The Telegraph & Argus celebrates it 150th anniversary this year and in honour of the occasion we are printing a story from our archives every day for 150 days.

Today we look at the Yorkshire Observer Monday March 12, 1956: On Saturday evening at five o’clock the greatest comedian of the century got off a diesel train in Bradford Exchange Station and walked, unheralded and completely alone, into the Victoria Hotel, looking for somewhere to have a quiet meal. Upstairs however, a dinner-dance organised by the Bradford Union of Journalists was just beginning and as one journalist passed the door of the grill-room, he did a swift double take and Mr. Chaplin’s temporary period of obscurity was ended.

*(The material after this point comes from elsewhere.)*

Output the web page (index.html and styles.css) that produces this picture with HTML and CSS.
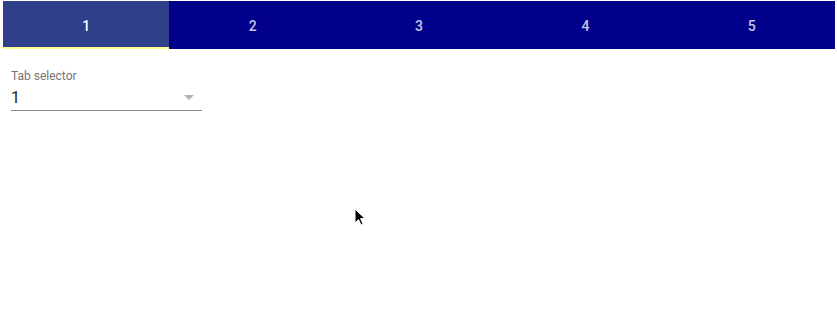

Racing down the stairs to the dining room there was soon a flurry of photographers, all of whom were supposed to be off-duty. Talking quickly, in his light, precise voice, about his reasons for being in Bradford, he said; “I’ve been to Switzerland to see my wife and my children, and I have some time to spare before I start to make my new film in England, so I thought I’d just come up here to look around.” Describing it as a kind of sentimental pilgrimage, he noted that Bradford had greatly changed since his visit in the 1900’s, and he loved the new Town Hall bells with their pretty tunes. He then finished the night off by autographing and drawing on the back of a £5 note of his own, for charity.